▶ Input material:

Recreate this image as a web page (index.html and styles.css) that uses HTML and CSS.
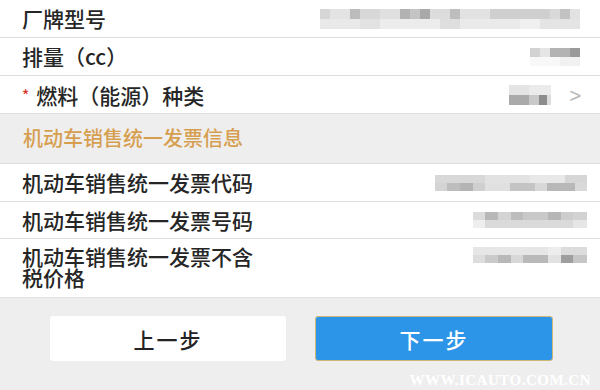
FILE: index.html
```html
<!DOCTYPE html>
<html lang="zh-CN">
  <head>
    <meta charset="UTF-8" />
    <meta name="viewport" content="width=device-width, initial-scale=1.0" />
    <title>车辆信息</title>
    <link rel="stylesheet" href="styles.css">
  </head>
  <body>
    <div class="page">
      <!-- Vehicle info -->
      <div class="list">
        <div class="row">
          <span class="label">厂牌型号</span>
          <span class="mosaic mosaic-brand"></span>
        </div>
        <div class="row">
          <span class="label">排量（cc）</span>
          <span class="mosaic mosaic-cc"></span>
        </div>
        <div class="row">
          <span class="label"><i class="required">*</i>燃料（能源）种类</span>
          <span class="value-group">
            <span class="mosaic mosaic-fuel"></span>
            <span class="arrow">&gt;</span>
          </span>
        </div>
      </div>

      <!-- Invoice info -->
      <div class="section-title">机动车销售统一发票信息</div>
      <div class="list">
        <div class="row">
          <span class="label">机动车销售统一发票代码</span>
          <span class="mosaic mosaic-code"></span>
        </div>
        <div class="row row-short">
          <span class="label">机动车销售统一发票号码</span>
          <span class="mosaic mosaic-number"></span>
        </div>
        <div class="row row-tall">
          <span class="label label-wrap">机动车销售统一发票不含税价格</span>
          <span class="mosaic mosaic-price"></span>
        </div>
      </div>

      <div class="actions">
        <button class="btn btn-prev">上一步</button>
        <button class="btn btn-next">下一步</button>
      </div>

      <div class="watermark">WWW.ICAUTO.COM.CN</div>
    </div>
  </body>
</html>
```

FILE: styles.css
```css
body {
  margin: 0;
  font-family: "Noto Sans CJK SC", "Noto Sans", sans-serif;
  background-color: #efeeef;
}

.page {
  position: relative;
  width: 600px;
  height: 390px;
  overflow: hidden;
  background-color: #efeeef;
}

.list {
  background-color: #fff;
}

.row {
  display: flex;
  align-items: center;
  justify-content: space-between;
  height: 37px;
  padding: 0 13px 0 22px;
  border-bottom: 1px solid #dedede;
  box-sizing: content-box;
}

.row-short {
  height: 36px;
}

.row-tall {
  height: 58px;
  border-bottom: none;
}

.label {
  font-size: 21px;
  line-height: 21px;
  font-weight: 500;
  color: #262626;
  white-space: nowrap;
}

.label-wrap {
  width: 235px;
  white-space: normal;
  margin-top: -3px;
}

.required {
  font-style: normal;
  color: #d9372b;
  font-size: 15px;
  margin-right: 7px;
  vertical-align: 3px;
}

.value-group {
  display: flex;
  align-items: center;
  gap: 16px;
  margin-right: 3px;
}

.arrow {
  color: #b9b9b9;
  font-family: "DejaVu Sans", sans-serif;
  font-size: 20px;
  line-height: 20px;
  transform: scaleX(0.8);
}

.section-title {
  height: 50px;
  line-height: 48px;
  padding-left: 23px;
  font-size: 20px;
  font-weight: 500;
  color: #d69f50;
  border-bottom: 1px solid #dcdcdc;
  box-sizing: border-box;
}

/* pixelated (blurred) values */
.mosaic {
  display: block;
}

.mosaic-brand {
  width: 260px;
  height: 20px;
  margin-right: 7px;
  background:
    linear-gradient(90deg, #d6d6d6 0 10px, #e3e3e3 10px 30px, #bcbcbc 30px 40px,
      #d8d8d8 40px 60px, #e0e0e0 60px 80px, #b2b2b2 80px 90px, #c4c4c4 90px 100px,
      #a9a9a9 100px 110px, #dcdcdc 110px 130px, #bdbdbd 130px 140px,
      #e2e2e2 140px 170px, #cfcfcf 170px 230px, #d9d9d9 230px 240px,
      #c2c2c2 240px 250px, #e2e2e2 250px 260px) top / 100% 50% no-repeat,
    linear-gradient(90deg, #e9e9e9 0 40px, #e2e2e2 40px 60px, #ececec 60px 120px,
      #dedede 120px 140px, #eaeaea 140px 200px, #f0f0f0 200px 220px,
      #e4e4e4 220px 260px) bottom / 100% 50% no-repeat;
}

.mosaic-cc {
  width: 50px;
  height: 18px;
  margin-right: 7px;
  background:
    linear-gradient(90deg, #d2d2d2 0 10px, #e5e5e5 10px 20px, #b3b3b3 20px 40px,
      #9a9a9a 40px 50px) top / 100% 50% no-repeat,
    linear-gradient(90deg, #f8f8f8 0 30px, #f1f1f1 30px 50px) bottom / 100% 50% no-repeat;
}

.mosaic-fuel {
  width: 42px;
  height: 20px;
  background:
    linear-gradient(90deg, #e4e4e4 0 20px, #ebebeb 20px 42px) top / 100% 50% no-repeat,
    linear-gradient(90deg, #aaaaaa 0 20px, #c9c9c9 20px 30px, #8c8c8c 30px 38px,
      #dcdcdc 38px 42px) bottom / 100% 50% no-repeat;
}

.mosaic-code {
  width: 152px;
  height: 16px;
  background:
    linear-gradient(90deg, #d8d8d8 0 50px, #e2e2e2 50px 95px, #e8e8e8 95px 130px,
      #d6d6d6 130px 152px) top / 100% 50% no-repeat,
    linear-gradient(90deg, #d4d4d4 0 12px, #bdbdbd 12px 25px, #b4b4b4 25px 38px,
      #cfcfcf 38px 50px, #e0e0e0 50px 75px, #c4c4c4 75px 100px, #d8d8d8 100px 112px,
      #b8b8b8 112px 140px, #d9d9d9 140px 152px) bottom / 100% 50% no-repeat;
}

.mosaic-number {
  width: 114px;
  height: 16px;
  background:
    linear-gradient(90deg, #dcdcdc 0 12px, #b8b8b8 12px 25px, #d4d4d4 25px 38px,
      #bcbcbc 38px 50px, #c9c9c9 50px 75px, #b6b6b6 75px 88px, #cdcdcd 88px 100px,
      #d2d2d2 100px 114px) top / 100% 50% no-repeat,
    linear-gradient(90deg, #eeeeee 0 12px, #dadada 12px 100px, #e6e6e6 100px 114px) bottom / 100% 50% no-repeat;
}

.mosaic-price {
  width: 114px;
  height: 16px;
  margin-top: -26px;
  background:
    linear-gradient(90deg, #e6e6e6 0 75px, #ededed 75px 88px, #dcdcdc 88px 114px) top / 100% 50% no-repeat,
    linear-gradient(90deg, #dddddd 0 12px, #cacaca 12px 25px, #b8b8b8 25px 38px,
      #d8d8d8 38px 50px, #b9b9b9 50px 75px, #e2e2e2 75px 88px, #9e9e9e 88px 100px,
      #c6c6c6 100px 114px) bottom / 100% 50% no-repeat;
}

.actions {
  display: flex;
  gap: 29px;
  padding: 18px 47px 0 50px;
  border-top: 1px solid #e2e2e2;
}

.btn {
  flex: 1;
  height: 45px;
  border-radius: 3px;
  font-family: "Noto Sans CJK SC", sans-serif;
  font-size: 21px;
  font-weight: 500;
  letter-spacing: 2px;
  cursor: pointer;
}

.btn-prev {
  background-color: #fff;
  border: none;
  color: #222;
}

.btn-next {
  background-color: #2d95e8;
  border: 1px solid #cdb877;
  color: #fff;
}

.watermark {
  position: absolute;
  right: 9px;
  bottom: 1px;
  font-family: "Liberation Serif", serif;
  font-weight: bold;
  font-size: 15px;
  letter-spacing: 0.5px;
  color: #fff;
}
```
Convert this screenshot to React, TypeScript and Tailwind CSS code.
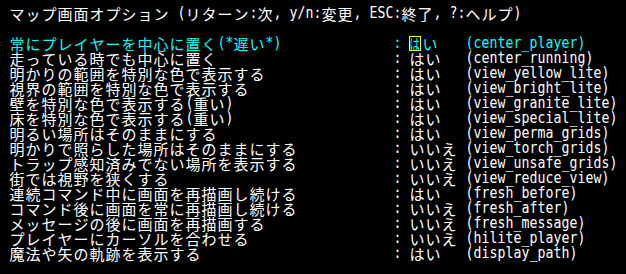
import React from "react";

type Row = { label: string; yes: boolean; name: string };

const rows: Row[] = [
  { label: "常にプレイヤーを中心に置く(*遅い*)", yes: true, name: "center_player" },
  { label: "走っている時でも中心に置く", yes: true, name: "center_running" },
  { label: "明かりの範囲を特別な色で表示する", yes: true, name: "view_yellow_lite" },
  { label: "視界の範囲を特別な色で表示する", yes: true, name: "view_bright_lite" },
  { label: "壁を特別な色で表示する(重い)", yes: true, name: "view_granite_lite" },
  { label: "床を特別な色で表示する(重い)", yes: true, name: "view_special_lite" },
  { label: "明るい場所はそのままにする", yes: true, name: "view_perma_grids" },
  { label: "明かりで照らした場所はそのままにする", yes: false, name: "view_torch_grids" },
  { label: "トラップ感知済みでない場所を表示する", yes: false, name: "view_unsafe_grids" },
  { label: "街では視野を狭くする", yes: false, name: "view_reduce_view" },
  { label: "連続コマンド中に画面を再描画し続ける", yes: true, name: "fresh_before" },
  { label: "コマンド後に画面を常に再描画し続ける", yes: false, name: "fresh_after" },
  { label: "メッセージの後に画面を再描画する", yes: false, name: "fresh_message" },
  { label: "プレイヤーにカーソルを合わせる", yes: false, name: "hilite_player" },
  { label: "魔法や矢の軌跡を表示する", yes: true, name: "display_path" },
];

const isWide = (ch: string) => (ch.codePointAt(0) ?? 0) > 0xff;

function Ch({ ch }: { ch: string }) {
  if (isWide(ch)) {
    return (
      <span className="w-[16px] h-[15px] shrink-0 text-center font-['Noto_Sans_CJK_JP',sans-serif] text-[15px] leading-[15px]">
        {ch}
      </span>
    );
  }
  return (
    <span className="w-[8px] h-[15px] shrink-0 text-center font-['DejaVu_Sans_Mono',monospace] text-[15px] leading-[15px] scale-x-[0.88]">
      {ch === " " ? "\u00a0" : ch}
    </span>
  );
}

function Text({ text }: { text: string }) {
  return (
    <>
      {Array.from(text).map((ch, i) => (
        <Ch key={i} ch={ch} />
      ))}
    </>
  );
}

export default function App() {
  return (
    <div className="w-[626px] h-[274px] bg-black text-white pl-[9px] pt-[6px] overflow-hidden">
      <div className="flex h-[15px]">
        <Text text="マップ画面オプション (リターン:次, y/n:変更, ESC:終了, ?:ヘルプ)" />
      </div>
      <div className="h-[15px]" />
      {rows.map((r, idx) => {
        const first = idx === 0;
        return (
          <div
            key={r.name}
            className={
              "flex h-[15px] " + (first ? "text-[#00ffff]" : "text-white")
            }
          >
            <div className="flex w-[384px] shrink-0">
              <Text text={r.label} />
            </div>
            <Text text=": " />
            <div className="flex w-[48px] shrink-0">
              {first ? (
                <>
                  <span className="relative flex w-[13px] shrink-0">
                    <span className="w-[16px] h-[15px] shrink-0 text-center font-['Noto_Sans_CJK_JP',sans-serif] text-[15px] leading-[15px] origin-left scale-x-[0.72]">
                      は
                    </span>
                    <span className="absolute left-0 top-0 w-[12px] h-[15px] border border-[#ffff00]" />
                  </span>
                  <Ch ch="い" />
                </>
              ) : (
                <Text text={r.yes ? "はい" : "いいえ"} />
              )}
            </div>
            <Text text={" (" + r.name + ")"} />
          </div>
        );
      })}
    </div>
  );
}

▶ What is needed: Drop the images and output only the lines from the one that contains "Convert this screenshot" to the one that contains "const isWide = (ch: string)", both included.

▶ Solution to this task:
Convert this screenshot to React, TypeScript and Tailwind CSS code.
import React from "react";

type Row = { label: string; yes: boolean; name: string };

const rows: Row[] = [
  { label: "常にプレイヤーを中心に置く(*遅い*)", yes: true, name: "center_player" },
  { label: "走っている時でも中心に置く", yes: true, name: "center_running" },
  { label: "明かりの範囲を特別な色で表示する", yes: true, name: "view_yellow_lite" },
  { label: "視界の範囲を特別な色で表示する", yes: true, name: "view_bright_lite" },
  { label: "壁を特別な色で表示する(重い)", yes: true, name: "view_granite_lite" },
  { label: "床を特別な色で表示する(重い)", yes: true, name: "view_special_lite" },
  { label: "明るい場所はそのままにする", yes: true, name: "view_perma_grids" },
  { label: "明かりで照らした場所はそのままにする", yes: false, name: "view_torch_grids" },
  { label: "トラップ感知済みでない場所を表示する", yes: false, name: "view_unsafe_grids" },
  { label: "街では視野を狭くする", yes: false, name: "view_reduce_view" },
  { label: "連続コマンド中に画面を再描画し続ける", yes: true, name: "fresh_before" },
  { label: "コマンド後に画面を常に再描画し続ける", yes: false, name: "fresh_after" },
  { label: "メッセージの後に画面を再描画する", yes: false, name: "fresh_message" },
  { label: "プレイヤーにカーソルを合わせる", yes: false, name: "hilite_player" },
  { label: "魔法や矢の軌跡を表示する", yes: true, name: "display_path" },
];

const isWide = (ch: string) => (ch.codePointAt(0) ?? 0) > 0xff;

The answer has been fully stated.